Nos transportes, o confronto entre táxis e TVDE tornou-se mais do que uma disputa comercial: é um espelho de dois mundos similares que não se entendem. Um representa o passado, com direitos adquiridos; o outro, o futuro, com exigências de adaptação. O problema é que a mediação parece impossível. E a legislação confusa e/ou descomprometida só provoca brigas num setor que necessita de confiança, diálogo e regras claras. Por enquanto, tudo parece em falta.
Mesmo a polémica das lapas, que hoje é noticiada pelo Jornal, revela uma tensão que parece difícil de atenuar.
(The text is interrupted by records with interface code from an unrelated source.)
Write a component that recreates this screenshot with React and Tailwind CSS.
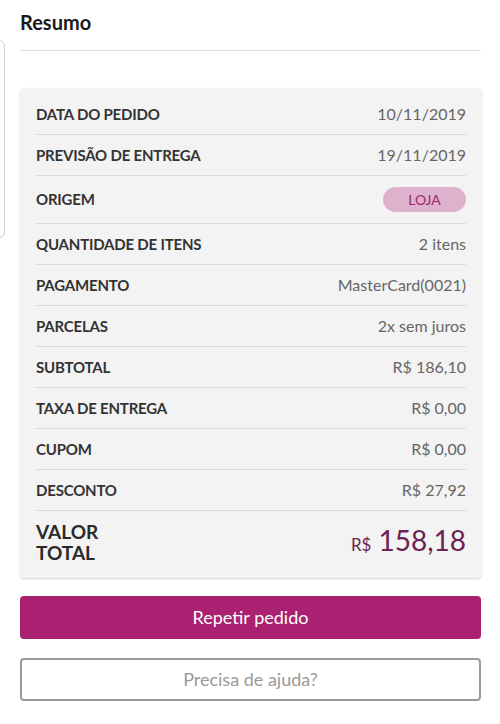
import React from "react";

const rows = [
  ["DATA DO PEDIDO", "10/11/2019"],
  ["PREVISÃO DE ENTREGA", "19/11/2019"],
  ["ORIGEM", null],
  ["QUANTIDADE DE ITENS", "2 itens"],
  ["PAGAMENTO", "MasterCard(0021)"],
  ["PARCELAS", "2x sem juros"],
  ["SUBTOTAL", "R$ 186,10"],
  ["TAXA DE ENTREGA", "R$ 0,00"],
  ["CUPOM", "R$ 0,00"],
  ["DESCONTO", "R$ 27,92"],
];

export default function App() {
  return (
    <div
      className="relative w-[500px] h-[724px] bg-white overflow-hidden"
      style={{ fontFamily: "Lato, 'Open Sans', sans-serif" }}
    >
      <div className="absolute left-[-12px] top-[40px] w-[17px] h-[198px] border border-[#cfcfcf] rounded-[6px]" />
      <div className="px-5 pt-[9px]">
        <h1 className="text-[20px] font-bold text-[#1a1a1a] leading-[26px]">Resumo</h1>
        <div className="mt-[15px] h-px w-[461px] bg-[#dedede]" />
      </div>
      <div className="ml-5 mt-[37px] w-[462px] bg-[#f3f3f3] rounded-[4px] shadow-[0_1px_2px_rgba(0,0,0,0.18)] px-4 pt-[6px]">
        {rows.map(([label, value]) => (
          <div
            key={label}
            className={`flex items-center justify-between border-b border-[#dadada] ${
              value === null ? "h-[48px]" : "h-[41px]"
            }`}
          >
            <span className="text-[15px] font-bold text-[#333333] tracking-[-0.2px]">{label}</span>
            {value === null ? (
              <span className="w-[83px] h-[25px] rounded-full bg-[#deb1cd] text-[#a0286e] text-[14px] flex items-center justify-center">
                LOJA
              </span>
            ) : (
              <span className="text-[16px] text-[#666666]">{value}</span>
            )}
          </div>
        ))}
        <div className="flex items-center justify-between h-[67px] pb-[6px]">
          <span className="text-[19px] font-bold text-[#2a2a2a] leading-[21px]">
            <span className="block">VALOR</span>
            <span className="block">TOTAL</span>
          </span>
          <span className="flex items-baseline gap-[7px] text-[#6b2352]">
            <span className="text-[17px]">R$</span>
            <span className="text-[28px] leading-none">158,18</span>
          </span>
        </div>
      </div>
      <div className="px-5 mt-[18px]">
        <button className="w-[461px] h-[43px] rounded-[4px] bg-[#ab2171] text-white text-[18px] flex items-center justify-center">
          Repetir pedido
        </button>
        <button className="mt-[19px] w-[461px] h-[43px] rounded-[4px] border-2 border-[#9a9a9a] bg-white text-[#9a9a9a] text-[18px] flex items-center justify-center">
          Precisa de ajuda?
        </button>
      </div>
    </div>
  );
}
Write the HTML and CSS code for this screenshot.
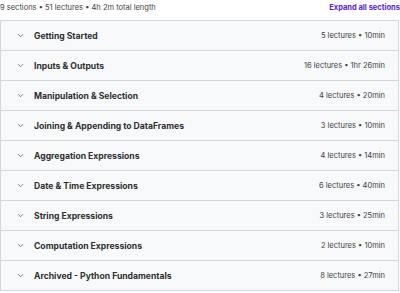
FILE: index.html
```html
<!DOCTYPE html>
<html>
<head>
<meta charset="utf-8">
<link rel="stylesheet" href="styles.css">
</head>
<body>
<div class="page">
  <div class="top">
    <span class="summary">9 sections • 51 lectures • 4h 2m total length</span>
    <span class="expand">Expand all sections</span>
  </div>
  <div class="list">
    <div class="row"><span class="chev"><svg width="7" height="5" viewBox="0 0 7 5"><path d="M1 1.2 L3.5 3.7 L6 1.2" fill="none" stroke="#6a6f73" stroke-width="0.9"/></svg></span><span class="title">Getting Started</span><span class="meta">5 lectures • 10min</span></div>
    <div class="row"><span class="chev"><svg width="7" height="5" viewBox="0 0 7 5"><path d="M1 1.2 L3.5 3.7 L6 1.2" fill="none" stroke="#6a6f73" stroke-width="0.9"/></svg></span><span class="title">Inputs &amp; Outputs</span><span class="meta">16 lectures • 1hr 26min</span></div>
    <div class="row"><span class="chev"><svg width="7" height="5" viewBox="0 0 7 5"><path d="M1 1.2 L3.5 3.7 L6 1.2" fill="none" stroke="#6a6f73" stroke-width="0.9"/></svg></span><span class="title">Manipulation &amp; Selection</span><span class="meta">4 lectures • 20min</span></div>
    <div class="row"><span class="chev"><svg width="7" height="5" viewBox="0 0 7 5"><path d="M1 1.2 L3.5 3.7 L6 1.2" fill="none" stroke="#6a6f73" stroke-width="0.9"/></svg></span><span class="title">Joining &amp; Appending to DataFrames</span><span class="meta">3 lectures • 10min</span></div>
    <div class="row"><span class="chev"><svg width="7" height="5" viewBox="0 0 7 5"><path d="M1 1.2 L3.5 3.7 L6 1.2" fill="none" stroke="#6a6f73" stroke-width="0.9"/></svg></span><span class="title">Aggregation Expressions</span><span class="meta">4 lectures • 14min</span></div>
    <div class="row"><span class="chev"><svg width="7" height="5" viewBox="0 0 7 5"><path d="M1 1.2 L3.5 3.7 L6 1.2" fill="none" stroke="#6a6f73" stroke-width="0.9"/></svg></span><span class="title">Date &amp; Time Expressions</span><span class="meta">6 lectures • 40min</span></div>
    <div class="row"><span class="chev"><svg width="7" height="5" viewBox="0 0 7 5"><path d="M1 1.2 L3.5 3.7 L6 1.2" fill="none" stroke="#6a6f73" stroke-width="0.9"/></svg></span><span class="title">String Expressions</span><span class="meta">3 lectures • 25min</span></div>
    <div class="row"><span class="chev"><svg width="7" height="5" viewBox="0 0 7 5"><path d="M1 1.2 L3.5 3.7 L6 1.2" fill="none" stroke="#6a6f73" stroke-width="0.9"/></svg></span><span class="title">Computation Expressions</span><span class="meta">2 lectures • 10min</span></div>
    <div class="row"><span class="chev"><svg width="7" height="5" viewBox="0 0 7 5"><path d="M1 1.2 L3.5 3.7 L6 1.2" fill="none" stroke="#6a6f73" stroke-width="0.9"/></svg></span><span class="title">Archived - Python Fundamentals</span><span class="meta">8 lectures • 27min</span></div>
  </div>
</div>
</body>
</html>
```
FILE: styles.css
```css
html, body {
  margin: 0;
  padding: 0;
  background: #ffffff;
}
body {
  font-family: Inter, "Noto Sans", sans-serif;
  color: #2d2f31;
}
.page {
  width: 399px;
}
.top {
  display: flex;
  justify-content: space-between;
  align-items: flex-start;
  height: 20px;
  box-sizing: border-box;
  padding-top: 3px;
}
.summary {
  font-size: 7.5px;
  line-height: 9px;
  color: #3e4143;
}
.expand {
  font-size: 7.5px;
  line-height: 9px;
  font-weight: 700;
  color: #5624d0;
  margin-right: -1px;
}
.list {
  border: 1px solid #d1d7dc;
  border-bottom: none;
}
.row {
  display: flex;
  align-items: center;
  height: 29px;
  background: #f7f9fa;
  border-bottom: 1px solid #d1d7dc;
  padding: 0 13px 0 16px;
}
.chev {
  display: flex;
  width: 17px;
}
.title {
  font-size: 8.6px;
  font-weight: 700;
  flex: 1;
}
.meta {
  font-size: 7.5px;
  color: #3e4143;
}
```
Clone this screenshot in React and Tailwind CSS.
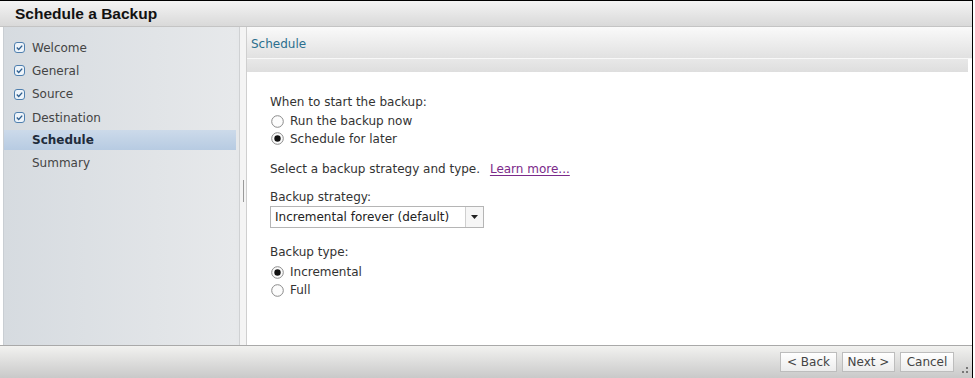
export default function App() {
  const done = ['Welcome', 'General', 'Source', 'Destination'];
  return (
    <div className="w-[975px] h-[378px] bg-white overflow-hidden" style={{ fontFamily: '"DejaVu Sans", Verdana, sans-serif' }}>
      <div className="w-[973px] h-[378px] border-t border-r border-black flex flex-col">
        {/* title bar */}
        <div className="h-[26px] flex items-center pl-[15px] bg-gradient-to-b from-[#f4f4f4] to-[#d9d9d9] border-b border-[#c4c4c4]">
          <span className="text-[15.5px] font-bold text-[#111]" style={{ fontFamily: '"Liberation Sans", Arial, sans-serif' }}>
            Schedule a Backup
          </span>
        </div>

        <div className="flex-1 flex min-h-0">
          {/* sidebar */}
          <div className="w-[233px] ml-[3px] border-l border-[#c9ced3] bg-gradient-to-r from-[#d6dbe0] to-[#e7e9eb] pt-[9px]">
            {done.map(s => (
              <div key={s} className="h-[23.3px] flex items-center pl-[10px] gap-[7px] text-[12px] text-[#444]">
                <svg width="11" height="11" viewBox="0 0 11 11">
                  <rect x="0.5" y="0.5" width="10" height="10" rx="2.5" fill="#eef4fa" stroke="#4f7fae" />
                  <path d="M2.8 5.6 L4.7 7.4 L8.2 3.6" fill="none" stroke="#2f5f8f" strokeWidth="1.4" />
                </svg>
                {s}
              </div>
            ))}
            <div className="h-[20px] mt-[1px] flex items-center pl-[28px] text-[12px] font-bold text-[#1f2c3c] bg-gradient-to-b from-[#ccdaea] to-[#b7cbe2]">
              Schedule
            </div>
            <div className="h-[25px] flex items-center pl-[28px] text-[12px] text-[#444]">Summary</div>
          </div>

          {/* splitter */}
          <div className="w-[10px] flex bg-[#f4f4f4]">
            <div className="w-[3px] bg-[#e6e8ea]" />
            <div className="w-px bg-[#cfd1d3]" />
            <div className="flex-1 flex justify-center pt-[153px]">
              <div className="w-px h-[22px] bg-[#9a9a9a]" />
            </div>
          </div>

          {/* content */}
          <div className="flex-1 border-l border-[#cfcfcf] flex flex-col">
            <div className="h-[31px] flex items-center pl-[4px] pt-[2px] bg-gradient-to-b from-[#fafafa] to-[#e1e1e1] text-[12px] text-[#2b6f8e]">
              Schedule
            </div>
            <div className="h-px bg-[#f8f8f8]" />
            <div className="h-[13px] bg-gradient-to-b from-[#e8e8e8] to-[#dedede] mr-[4px]" />
            <div className="flex-1 pl-[23px] pt-[22px] text-[12px] text-[#333]">
              <div className="h-[16px] leading-[16px]">When to start the backup:</div>
              <Radio label="Run the backup now" cls="mt-[2px] h-[18px]" />
              <Radio label="Schedule for later" checked cls="h-[17px]" />
              <div className="mt-[14px] h-[16px] leading-[16px]">
                Select a backup strategy and type.{' '}
                <span className="ml-[6px] text-[#7b2a8a] underline underline-offset-2">Learn more...</span>
              </div>
              <div className="mt-[12px] h-[16px] leading-[16px]">Backup strategy:</div>
              <div className="mt-[1px] w-[214px] h-[22px] border border-[#b5b5b5] flex items-stretch bg-white">
                <div className="flex-1 flex items-center pl-[4px] text-[#222]">Incremental forever (default)</div>
                <div className="w-[18px] border-l border-[#cfcfcf] flex items-center justify-center bg-[#f6f6f6]">
                  <svg width="7" height="4" viewBox="0 0 7 4"><path d="M0 0 H7 L3.5 4 Z" fill="#222" /></svg>
                </div>
              </div>
              <div className="mt-[16px] h-[16px] leading-[16px]">Backup type:</div>
              <Radio label="Incremental" checked cls="mt-[3px] h-[18px]" />
              <Radio label="Full" cls="h-[18px]" />
            </div>
          </div>
        </div>

        {/* footer */}
        <div className="h-[33px] border-t border-[#a9a9a9] bg-gradient-to-b from-[#f2f2f0] to-[#c9c9c9] flex items-center justify-end pr-[18px] gap-[5px] relative">
          <Btn w="w-[57px]">&lt; Back</Btn>
          <Btn w="w-[53px]">Next &gt;</Btn>
          <Btn w="w-[54px]">Cancel</Btn>
          <svg className="absolute right-[4px] bottom-[5px]" width="6" height="6" viewBox="0 0 6 6">
            <rect x="4" y="0" width="2" height="2" fill="#777" />
            <rect x="4" y="4" width="2" height="2" fill="#777" />
            <rect x="0" y="4" width="2" height="2" fill="#777" />
          </svg>
        </div>
      </div>
    </div>
  );
}

function Radio({ label, checked, cls }) {
  return (
    <div className={`${cls} flex items-center gap-[6px] pl-[1px]`}>
      <svg width="13" height="13" viewBox="0 0 13 13">
        <circle cx="6.5" cy="6.5" r="5.8" fill="#fcfcfc" stroke="#8a8a8a" strokeWidth="1" />
        {checked && <circle cx="6.5" cy="6.5" r="3.2" fill="#111" />}
      </svg>
      <span>{label}</span>
    </div>
  );
}

function Btn({ w, children }) {
  return (
    <div className={`${w} h-[20px] border border-[#bdbdbd] bg-gradient-to-b from-[#ffffff] to-[#ececec] flex items-center justify-center text-[12px] text-[#444]`}>
      {children}
    </div>
  );
}
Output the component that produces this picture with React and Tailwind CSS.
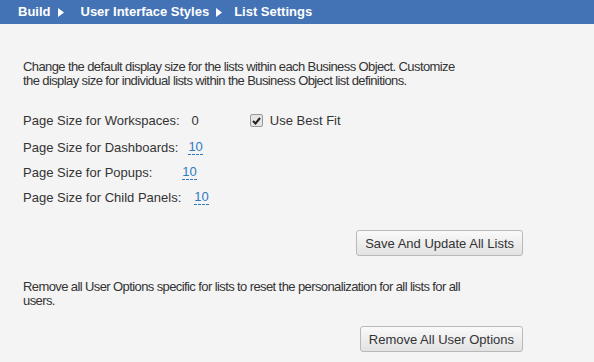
import React from "react";

const rows = [
  { label: "Page Size for Workspaces:", value: "0", link: false, gap: "ml-[12px]" },
  { label: "Page Size for Dashboards:", value: "10", link: true, gap: "ml-[10px]" },
  { label: "Page Size for Popups:", value: "10", link: true, gap: "ml-[30px]" },
  { label: "Page Size for Child Panels:", value: "10", link: true, gap: "ml-[13px]" },
];

const Arrow = () => (
  <svg width="6" height="9" viewBox="0 0 6 9" className="mx-[7px] fill-white">
    <path d="M0 0 L6 4.5 L0 9 Z" />
  </svg>
);

const Button = ({ children }) => (
  <button className="h-[26px] px-[8px] rounded-[3px] border border-[#b9b9b9] bg-gradient-to-b from-[#fafafa] to-[#e2e2e2] text-[13px] text-[#333]">
    {children}
  </button>
);

const App = () => {
  return (
    <div className="w-[594px] h-[362px] bg-[#f4f4f4] font-['Liberation_Sans',Arial,sans-serif] text-[#333] overflow-hidden">
      <div className="h-[24px] bg-[#4473b5] flex items-center pl-[18px] text-white font-bold text-[13px]">
        <span>Build</span>
        <Arrow />
        <span className="ml-[10px]">User Interface Styles</span>
        <Arrow />
        <span className="ml-[5px]">List Settings</span>
      </div>
      <div className="px-[23px] pt-[36px] text-[13px] leading-[15px]">
        <p className="w-[445px] tracking-[-0.6px] leading-[14px]">
          Change the default display size for the lists within each Business Object. Customize
          the display size for individual lists within the Business Object list definitions.
        </p>
        <div className="mt-[25px] flex flex-col gap-[10px]">
          {rows.map((row, index) => (
            <div key={index} className={`flex items-center h-[15px] ${index === 0 ? "mb-[2px]" : ""}`}>
              <span>{row.label}</span>
              <span
                className={`${row.gap} ${row.link ? "text-[#2d7bbd] border-b border-dashed border-[#2d7bbd] leading-[14px]" : ""}`}
              >
                {row.value}
              </span>
              {index === 0 && (
                <div className="flex items-center ml-[51px]">
                  <div className="w-[13px] h-[13px] rounded-[2px] border border-[#9a9a9a] bg-[#e4e4e4] flex items-center justify-center">
                    <svg width="9" height="8" viewBox="0 0 9 8">
                      <path d="M1 4 L3.5 6.5 L8 1" stroke="#222" strokeWidth="2" fill="none" />
                    </svg>
                  </div>
                  <span className="ml-[7px]">Use Best Fit</span>
                </div>
              )}
            </div>
          ))}
        </div>
        <div className="flex justify-end mt-[25px] pr-[48px]">
          <Button>Save And Update All Lists</Button>
        </div>
        <p className="mt-[24px] w-[445px] tracking-[-0.6px] leading-[14px]">
          Remove all User Options specific for lists to reset the personalization for all lists for all
          users.
        </p>
        <div className="flex justify-end mt-[18px] pr-[48px]">
          <Button>Remove All User Options</Button>
        </div>
      </div>
    </div>
  );
};

export default App;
Os pequenos mariscadores sentem-se traídos por decisões que consideram cegas à realidade social e económica de quem vive do mar. As explicações técnicas não apagam o sentimento de injustiça e a convicção de que, como tantas vezes, os mais frágeis pagam toda a fatura, num sistema talhado para compensar quem menos precisa.
No meio de tudo isto, há ainda o ruído da política, onde as autárquicas funcionam como um caldeirão prestes a rebentar. Nos bastidores, os sorrisos fingem consensos. Mas todos sabem que a campanha vai deixar marcas e distanciamentos (ir)reversíveis.
Até os representantes da diáspora, que chegaram à ilha com espírito de reencontro, parecem ter sido tocados por este ambiente. No Fórum Madeira Global, ficou claro que há um défice de entendimento entre os responsáveis governamentais — incluindo de Lisboa — com os emigrantes. Os discursos foram eloquentes, mas não esconderam a distância entre o que se diz e o que falta fazer. Há focos de insatisfação, e foram transmitidos de viva-voz. Importa agora refletir e perceber se vale a pena seguir em frente ou alterar o rumo em algumas matérias. O que não devem é deixar andar.
No fundo, o que aquece a Madeira não é só o clima. É a sensação de que os problemas se acumulam e se prolongam sem mediação ou, em alguns casos, o mínimo de atenção. E isso, mais do que o sol ou o calor, é o que verdadeiramente incomoda.
Porque a fervura social — ao contrário da meteorológica — não passa com uma brisa refrescante. Requer coragem e frontalidade. E isso, infelizmente, continua em falta.